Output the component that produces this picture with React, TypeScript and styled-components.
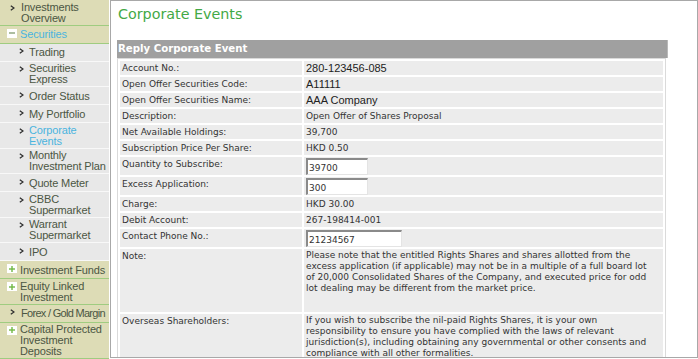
import React from "react";
import styled, { createGlobalStyle, css } from "styled-components";

const Global = createGlobalStyle`
  html, body { margin: 0; padding: 0; background: #fff; }
  body { width: 698px; height: 359px; overflow: hidden; }
`;

const Frame = styled.div`
  display: flex;
  width: 698px;
  height: 359px;
  background: #fff;
  font-family: "DejaVu Sans", Verdana, sans-serif;
`;

const Sidebar = styled.nav`
  width: 109px;
  margin-right: 1px;
  background: #e8e8e8;
  display: flex;
  flex-direction: column;
  overflow: hidden;
`;

type Level = "top" | "sub";
type IconKind = "arrow" | "plus" | "minus";

const NavItem = styled.div<{ $level: Level; $icon: IconKind; $active?: boolean; $tight?: boolean }>`
  display: flex;
  align-items: center;
  min-height: 18px;
  box-sizing: border-box;
  padding: 2px 0 1px;
  font-family: "Liberation Sans", Arial, sans-serif;
  font-size: 11px;
  line-height: 11px;
  color: ${(p) => (p.$active ? "#4ab4df" : "#4b5643")};
  letter-spacing: ${(p) => (p.$tight ? "-0.7px" : "-0.15px")};
  white-space: nowrap;
  ${(p) =>
    p.$level === "top"
      ? css`
          background: #dddcb6;
          border-bottom: 1px solid #9fcc80;
          padding-left: ${p.$icon === "arrow" ? "10px" : "7px"};
        `
      : css`
          background: #e8e8e8;
          border-bottom: 1px solid #f8f8f8;
          padding-left: 19px;
        `}
`;

const IconSlot = styled.span<{ $w: number }>`
  flex: none;
  align-self: flex-start;
  width: ${(p) => p.$w}px;
  height: 11px;
  display: flex;
  align-items: center;
`;

const BoxIcon = styled.span`
  width: 10px;
  height: 9px;
  background: #fff;
  display: flex;
  align-items: center;
  justify-content: center;
`;

const NavText = styled.span`
  display: flex;
  flex-direction: column;
`;

const Main = styled.main`
  flex: 1;
  height: 358px;
  box-sizing: border-box;
  border: 1px solid #a8a8a8;
  padding: 5px 29px 0 6px;
  overflow: hidden;
`;

const Title = styled.h1`
  margin: 0 0 0 1px;
  font-family: "DejaVu Sans", Verdana, sans-serif;
  font-weight: normal;
  font-size: 14.3px;
  line-height: 17px;
  color: #43a946;
`;

const SectionBar = styled.div`
  margin-top: 17px;
  height: 18px;
  background: #a0a0a0;
  border-right: 1px solid #b9b9b9;
  color: #fff;
  font-weight: bold;
  font-size: 10.2px;
  line-height: 18px;
  padding-left: 1px;
  white-space: nowrap;
`;

const Table = styled.table`
  width: 549px;
  border: 1px solid #dadada;
  border-spacing: 2px;
  margin-top: 0;
`;

const LabelCell = styled.td`
  width: 178px;
  background: #ececec;
  vertical-align: top;
  padding: 1px 2px;
  font-size: 9px;
  line-height: 12px;
  color: #333;
  white-space: nowrap;
`;

type ValueKind = "big" | "small" | "field" | "para";

const ValueCell = styled.td<{ $kind: ValueKind; $extra?: number }>`
  background: #ececec;
  vertical-align: top;
  padding: 1px 2px ${(p) => (p.$kind === "field" ? 0 : 1 + (p.$extra ?? 0))}px;
  color: #333;
  white-space: nowrap;
  font-size: 9px;
  line-height: ${(p) => (p.$kind === "para" ? "11px" : "12px")};
  ${(p) =>
    p.$kind === "big" &&
    css`
      font-family: "Liberation Sans", Arial, sans-serif;
      font-size: 11px;
      color: #222;
    `}
`;

const TextInput = styled.input<{ $w: number }>`
  display: block;
  box-sizing: border-box;
  width: ${(p) => p.$w}px;
  height: 17px;
  margin: 0;
  padding: 1px 1px 0;
  font-family: "DejaVu Sans", Verdana, sans-serif;
  font-size: 9px;
  color: #333;
  background: #fff;
  border-style: solid;
  border-width: 2px 1px 1px 2px;
  border-color: #8a8a8a #e4e4e4 #e4e4e4 #8a8a8a;
  outline: none;
`;

const Line = styled.span`
  display: block;
`;

function Arrow() {
  return (
    <svg width="5" height="6" viewBox="0 0 5 6">
      <polyline points="0.8,0.8 4,3 0.8,5.2" fill="none" stroke="#2f2f2f" strokeWidth="1.3" />
    </svg>
  );
}

function Sign({ plus }: { plus: boolean }) {
  return (
    <BoxIcon>
      <svg width="8" height="8" viewBox="0 0 8 8">
        <rect x="1" y="3.3" width="6" height="1.4" fill={plus ? "#6fb845" : "#8aa37a"} />
        {plus && <rect x="3.3" y="1" width="1.4" height="6" fill="#6fb845" />}
      </svg>
    </BoxIcon>
  );
}

type Nav = { level: Level; icon: IconKind; lines: string[]; active?: boolean; tight?: boolean };

const navItems: Nav[] = [
  { level: "top", icon: "arrow", lines: ["Investments", "Overview"] },
  { level: "top", icon: "minus", lines: ["Securities"], active: true },
  { level: "sub", icon: "arrow", lines: ["Trading"] },
  { level: "sub", icon: "arrow", lines: ["Securities", "Express"] },
  { level: "sub", icon: "arrow", lines: ["Order Status"] },
  { level: "sub", icon: "arrow", lines: ["My Portfolio"] },
  { level: "sub", icon: "arrow", lines: ["Corporate", "Events"], active: true },
  { level: "sub", icon: "arrow", lines: ["Monthly", "Investment Plan"] },
  { level: "sub", icon: "arrow", lines: ["Quote Meter"] },
  { level: "sub", icon: "arrow", lines: ["CBBC", "Supermarket"] },
  { level: "sub", icon: "arrow", lines: ["Warrant", "Supermarket"] },
  { level: "sub", icon: "arrow", lines: ["IPO"] },
  { level: "top", icon: "plus", lines: ["Investment Funds"] },
  { level: "top", icon: "plus", lines: ["Equity Linked", "Investment"] },
  { level: "top", icon: "arrow", lines: ["Forex / Gold Margin"], tight: true },
  { level: "top", icon: "plus", lines: ["Capital Protected", "Investment", "Deposits"] },
];

type Row =
  | { label: string; kind: "text"; value: string; big?: boolean }
  | { label: string; kind: "input"; value: string; width: number }
  | { label: string; kind: "para"; lines: string[]; extra: number };

const rows: Row[] = [
  { label: "Account No.:", kind: "text", value: "280-123456-085", big: true },
  { label: "Open Offer Securities Code:", kind: "text", value: "A11111", big: true },
  { label: "Open Offer Securities Name:", kind: "text", value: "AAA Company", big: true },
  { label: "Description:", kind: "text", value: "Open Offer of Shares Proposal" },
  { label: "Net Available Holdings:", kind: "text", value: "39,700" },
  { label: "Subscription Price Per Share:", kind: "text", value: "HKD 0.50" },
  { label: "Quantity to Subscribe:", kind: "input", value: "39700", width: 62 },
  { label: "Excess Application:", kind: "input", value: "300", width: 62 },
  { label: "Charge:", kind: "text", value: "HKD 30.00" },
  { label: "Debit Account:", kind: "text", value: "267-198414-001" },
  { label: "Contact Phone No.:", kind: "input", value: "21234567", width: 96 },
  {
    label: "Note:",
    kind: "para",
    extra: 17,
    lines: [
      "Please note that the entitled Rights Shares and shares allotted from the",
      "excess application (if applicable) may not be in a multiple of a full board lot",
      "of 20,000 Consolidated Shares of the Company, and executed price for odd",
      "lot dealing may be different from the market price.",
    ],
  },
  {
    label: "Overseas Shareholders:",
    kind: "para",
    extra: 4,
    lines: [
      "If you wish to subscribe the nil-paid Rights Shares, it is your own",
      "responsibility to ensure you have complied with the laws of relevant",
      "jurisdiction(s), including obtaining any governmental or other consents and",
      "compliance with all other formalities.",
    ],
  },
];

function renderValue(r: Row) {
  if (r.kind === "input") {
    return (
      <ValueCell $kind="field">
        <TextInput $w={r.width} defaultValue={r.value} />
      </ValueCell>
    );
  }
  if (r.kind === "para") {
    return (
      <ValueCell $kind="para" $extra={r.extra}>
        {r.lines.map((l) => (
          <Line key={l}>{l}</Line>
        ))}
      </ValueCell>
    );
  }
  return <ValueCell $kind={r.big ? "big" : "small"}>{r.value}</ValueCell>;
}

export default function App() {
  return (
    <>
      <Global />
      <Frame>
        <Sidebar>
          {navItems.map((n) => (
            <NavItem
              key={n.lines.join(" ")}
              $level={n.level}
              $icon={n.icon}
              $active={n.active}
              $tight={n.tight}
            >
              <IconSlot $w={n.icon === "arrow" ? (n.level === "top" ? 11 : 10) : 13}>
                {n.icon === "arrow" ? <Arrow /> : <Sign plus={n.icon === "plus"} />}
              </IconSlot>
              <NavText>
                {n.lines.map((l) => (
                  <span key={l}>{l}</span>
                ))}
              </NavText>
            </NavItem>
          ))}
        </Sidebar>
        <Main>
          <Title>Corporate Events</Title>
          <SectionBar>Reply Corporate Event</SectionBar>
          <Table>
            <tbody>
              {rows.map((r) => (
                <tr key={r.label}>
                  <LabelCell>{r.label}</LabelCell>
                  {renderValue(r)}
                </tr>
              ))}
            </tbody>
          </Table>
        </Main>
      </Frame>
    </>
  );
}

-----

WORK REQUIRED — From the listing, copy each line containing the word "components".

TASK ANSWER —
Output the component that produces this picture with React, TypeScript and styled-components.
import styled, { createGlobalStyle, css } from "styled-components";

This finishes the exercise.